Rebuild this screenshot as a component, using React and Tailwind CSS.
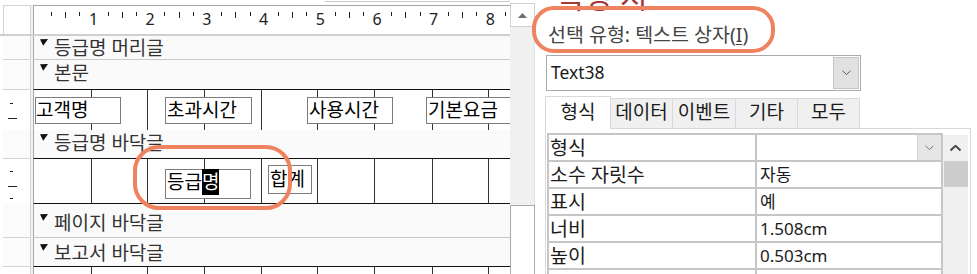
import React from "react";

// column widths of the 1cm design grid (line drawn on the right edge of each)
const gridCols = [
  "w-[58px]",
  "w-[56px]",
  "w-[57px]",
  "w-[57px]",
  "w-[56px]",
  "w-[57px]",
  "w-[58px]",
  "w-[56px]",
];

const GridLines = () => (
  <div className="flex h-full">
    {gridCols.map((w, i) => (
      <div key={i} className={`h-full shrink-0 border-r border-[#333] ${w}`} />
    ))}
  </div>
);

const Marker = () => (
  <svg width="8" height="7" viewBox="0 0 8 7" className="mt-[1px] shrink-0">
    <path d="M0 0.3 L8 0 L3.2 6.8 Z" fill="#111" />
  </svg>
);

const Ruler = () => {
  const ticks = [];
  const nums = [];
  for (let k = 0; k < 9; k++) {
    const p = 2.8 + 56.7 * k;
    [1, 2, 3].forEach((q) => {
      const x = Math.round(p + 14.2 * q) + 0.5;
      ticks.push(
        <line key={`${k}-${q}`} x1={x} x2={x} y1={6} y2={q === 2 ? 12 : 10} stroke="#222" strokeWidth="1" />
      );
    });
    if (k > 0) {
      nums.push(
        <text key={k} x={p} y={19} fontSize="16" textAnchor="middle" fill="#222" fontFamily="Noto Sans, sans-serif">
          {k}
        </text>
      );
    }
  }
  return (
    <svg width="476" height="28" className="block">
      {ticks}
      {nums}
    </svg>
  );
};

const VTicks = ({ h, marks }) => (
  <svg width="27" height={h} className="block">
    {marks.map(([y, long], i) => (
      <line key={i} x1={long ? 5 : 7} x2={long ? 14 : 10} y1={y + 0.5} y2={y + 0.5} stroke="#222" />
    ))}
  </svg>
);

const Section = ({ label, rowClass, barClass, pad }) => (
  <div className={`flex shrink-0 ${rowClass}`}>
    <div className="ml-[3px] w-[28px] shrink-0 border-b border-r border-[#d3d3d3] bg-[#fbfbfb]" />
    <div className="w-[2px] shrink-0 bg-[#f2f2f2]" />
    <div className={`flex flex-1 items-start gap-[6px] border-l border-[#a6a6a6] bg-[#fafafa] pl-[6px] ${barClass} ${pad}`}>
      <Marker />
      <span className="text-[19px] leading-[20px] text-[#333]">{label}</span>
    </div>
  </div>
);

const Field = ({ className, children }) => (
  <div className={`absolute border border-[#7c7c7c] bg-white text-[19px] leading-[20px] whitespace-nowrap text-black ${className}`}>
    {children}
  </div>
);

const DesignView = () => (
  <div className="flex w-[510px] shrink-0 flex-col">
    <div className="h-[5px] shrink-0">
      <div className="ml-[325px] mt-[1px] border-t border-[#c8c8c8]" />
    </div>

    <div className="flex h-[31px] shrink-0 border-b-2 border-[#cfcfcf]">
      <div className="ml-[3px] w-[28px] shrink-0 border-x border-t border-[#d3d3d3]" />
      <div className="w-[2px] shrink-0 bg-[#f2f2f2]" />
      <div className="flex-1 border-l border-t border-[#a6a6a6] bg-white">
        <Ruler />
      </div>
    </div>

    <Section label="등급명 머리글" rowClass="h-[24px]" barClass="border-b border-b-[#c8c8c8]" pad="pt-[2px]" />
    <Section label="본문" rowClass="h-[30px]" barClass="border-b border-b-[#111]" pad="pt-[3px]" />

    <div className="flex h-[40px] shrink-0">
      <div className="ml-[3px] w-[28px] shrink-0 border-r border-[#d3d3d3] bg-white">
        <VTicks h={40} marks={[[13, false], [28, true]]} />
      </div>
      <div className="w-[2px] shrink-0 bg-[#f2f2f2]" />
      <div className="relative flex-1 overflow-hidden border-l border-[#a6a6a6] bg-white">
        <GridLines />
        <Field className="left-[1px] top-[7px] h-[27px] w-[86px] pt-[2px]">고객명</Field>
        <Field className="left-[131px] top-[7px] h-[27px] w-[87px] pl-[1px] pt-[2px]">초과시간</Field>
        <Field className="left-[273px] top-[7px] h-[27px] w-[86px] pl-[1px] pt-[2px]">사용시간</Field>
        <Field className="left-[392px] top-[7px] h-[27px] w-[90px] pl-[1px] pt-[2px]">기본요금</Field>
      </div>
    </div>

    <Section label="등급명 바닥글" rowClass="h-[29px]" barClass="border-b border-b-[#111]" pad="pt-[3px]" />

    <div className="flex h-[45px] shrink-0">
      <div className="ml-[3px] w-[28px] shrink-0 border-r border-[#d3d3d3] bg-white">
        <VTicks h={45} marks={[[12, false], [27, true], [39, false]]} />
      </div>
      <div className="w-[2px] shrink-0 bg-[#f2f2f2]" />
      <div className="relative flex-1 overflow-hidden border-b border-l border-[#a6a6a6] border-b-[#111] bg-white">
        <GridLines />
        <Field className="left-[131px] top-[10px] h-[30px] w-[86px] pl-[1px] pt-[2px]">
          등급<span className="bg-black text-white">명</span>
        </Field>
        <Field className="left-[234px] top-[6px] h-[29px] w-[44px] pl-[1px] pt-[3px]">합계</Field>
      </div>
    </div>

    <Section label="페이지 바닥글" rowClass="h-[34px]" barClass="border-b border-b-[#c8c8c8]" pad="pt-[9px]" />
    <Section label="보고서 바닥글" rowClass="h-[29px]" barClass="border-b border-b-[#111]" pad="pt-[5px]" />

    <div className="flex flex-1">
      <div className="ml-[3px] w-[28px] shrink-0 border-r border-[#d3d3d3] bg-white" />
      <div className="w-[2px] shrink-0 bg-[#f2f2f2]" />
      <div className="flex-1 overflow-hidden border-l border-[#a6a6a6] bg-white">
        <GridLines />
      </div>
    </div>
  </div>
);

const ScrollColumn = () => (
  <div className="flex w-[25px] shrink-0 flex-col pt-[3px]">
    <div className="flex h-[24px] shrink-0 items-center justify-center border border-[#d0d0d0] bg-white">
      <svg width="9" height="5" viewBox="0 0 9 5">
        <path d="M0 5 L4.5 0 L9 5 Z" fill="#6e6e6e" />
      </svg>
    </div>
    <div className="h-[178px] shrink-0 border-r border-[#e2e2e2] bg-[#f0f0f0]" />
    <div className="flex-1 border-x border-t border-[#a9a9a9] bg-white" />
  </div>
);

const Chevron = ({ up, color = "#666", w = 9, sw = 1 }) => (
  <svg width={w} height={Math.ceil(w / 2) + 1} viewBox={`0 0 ${w} ${Math.ceil(w / 2) + 1}`}>
    <path
      d={up ? `M0.5 ${w / 2} L${w / 2} 0.8 L${w - 0.5} ${w / 2}` : `M0.5 0.8 L${w / 2} ${w / 2} L${w - 0.5} 0.8`}
      fill="none"
      stroke={color}
      strokeWidth={sw}
    />
  </svg>
);

const tabs = [
  ["형식", "w-[66px]", true],
  ["데이터", "w-[62px]"],
  ["이벤트", "w-[63px]"],
  ["기타", "w-[62px]"],
  ["모두", "w-[62px]"],
];

const rows = [
  ["형식", "", true],
  ["소수 자릿수", "자동"],
  ["표시", "예"],
  ["너비", "1.508cm"],
  ["높이", "0.503cm"],
  ["", ""],
];

const PropertySheet = () => (
  <div className="flex w-[432px] shrink-0 flex-col">
    <div className="h-[13px] shrink-0 overflow-hidden pl-[12px]">
      <div className="mt-[-18px] text-[30px] leading-[30px] whitespace-nowrap text-[#a4373a]">속성 시트</div>
    </div>
    <div className="mt-[10px] pl-[3px] text-[19.5px] leading-[24px] whitespace-nowrap text-[#444]">
      선택 유형: 텍스트 상자(<span className="underline underline-offset-2">I</span>)
    </div>
    <div className="ml-[1px] mt-[8px] flex h-[36px] w-[315px] shrink-0 border border-[#ababab] bg-white">
      <div className="flex flex-1 items-center pb-[2px] pl-[4px] text-[17.5px] leading-[20px]">Text38</div>
      <div className="my-[1px] mr-[1px] flex w-[26px] items-center justify-center border border-[#c4c4c4] bg-[#e1e1e1]">
        <Chevron color="#555" />
      </div>
    </div>
    <div className="mt-[5px] flex h-[33px] w-[426px] shrink-0 items-end border-b border-[#d9d9d9]">
      {tabs.map(([label, w, active]) => (
        <div
          key={label}
          className={
            active
              ? `-mb-px flex h-[33px] shrink-0 items-end justify-center border-x border-t border-[#d9d9d9] bg-white pb-[7px] text-[19px] leading-[20px] ${w}`
              : `flex h-[30px] shrink-0 items-end justify-center border-r border-t border-[#d9d9d9] bg-[#f0f0f0] pb-[6px] text-[19px] leading-[20px] ${w}`
          }
        >
          {label}
        </div>
      ))}
    </div>
    <div className="flex w-[426px] flex-1 items-start border-x border-[#d9d9d9] pl-[1px] pt-[4px]">
      <div className="w-[396px] shrink-0 border-x-2 border-t-2 border-[#c6c6c6]">
        {rows.map(([k, v, dd], i) => (
          <div key={i} className="flex h-[27px] border-b-2 border-[#c6c6c6] text-[19.5px] leading-[25px]">
            <div className="w-[208px] shrink-0 border-r-2 border-[#c6c6c6] pl-[1px]">{k}</div>
            <div className="flex flex-1 justify-between pl-[3px]">
              <span className="text-[17px]">{v}</span>
              {dd && (
                <div className="flex w-[24px] items-center justify-center border-l border-[#d0d0d0] bg-[#e6e6e6]">
                  <Chevron color="#777" />
                </div>
              )}
            </div>
          </div>
        ))}
      </div>
      <div className="mt-[2px] flex h-[200px] w-[25px] shrink-0 flex-col items-center bg-[#f0f0f0]">
        <div className="flex h-[26px] items-center justify-center">
          <Chevron up color="#4a4a4a" w={11} sw={2} />
        </div>
        <div className="h-[26px] w-[24px] bg-[#cdcdcd]" />
      </div>
    </div>
  </div>
);

export default function App() {
  return (
    <div className="relative flex h-[274px] w-[977px] overflow-hidden bg-white font-['Noto_Sans','Noto_Sans_CJK_KR',sans-serif] text-[#1b1b1b]">
      <DesignView />
      <ScrollColumn />
      <div className="w-[10px] shrink-0" />
      <PropertySheet />
      <div className="pointer-events-none absolute left-[532px] top-[6px] h-[47px] w-[243px] rounded-[22px] border-4 border-[#f0835f]" />
      <div className="pointer-events-none absolute left-[133px] top-[145px] h-[65px] w-[159px] rounded-[26px] border-4 border-[#f0835f]" />
    </div>
  );
}
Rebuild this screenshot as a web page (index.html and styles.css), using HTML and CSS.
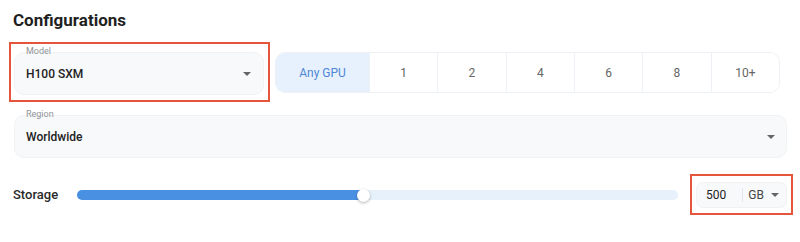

Exercise —
Pick out, from the lines above, every one that contains the string "this".

Exercise solution —
Rebuild this screenshot as a component, using React and Tailwind CSS.
Rebuild this screenshot as a web page (index.html and styles.css), using HTML and CSS.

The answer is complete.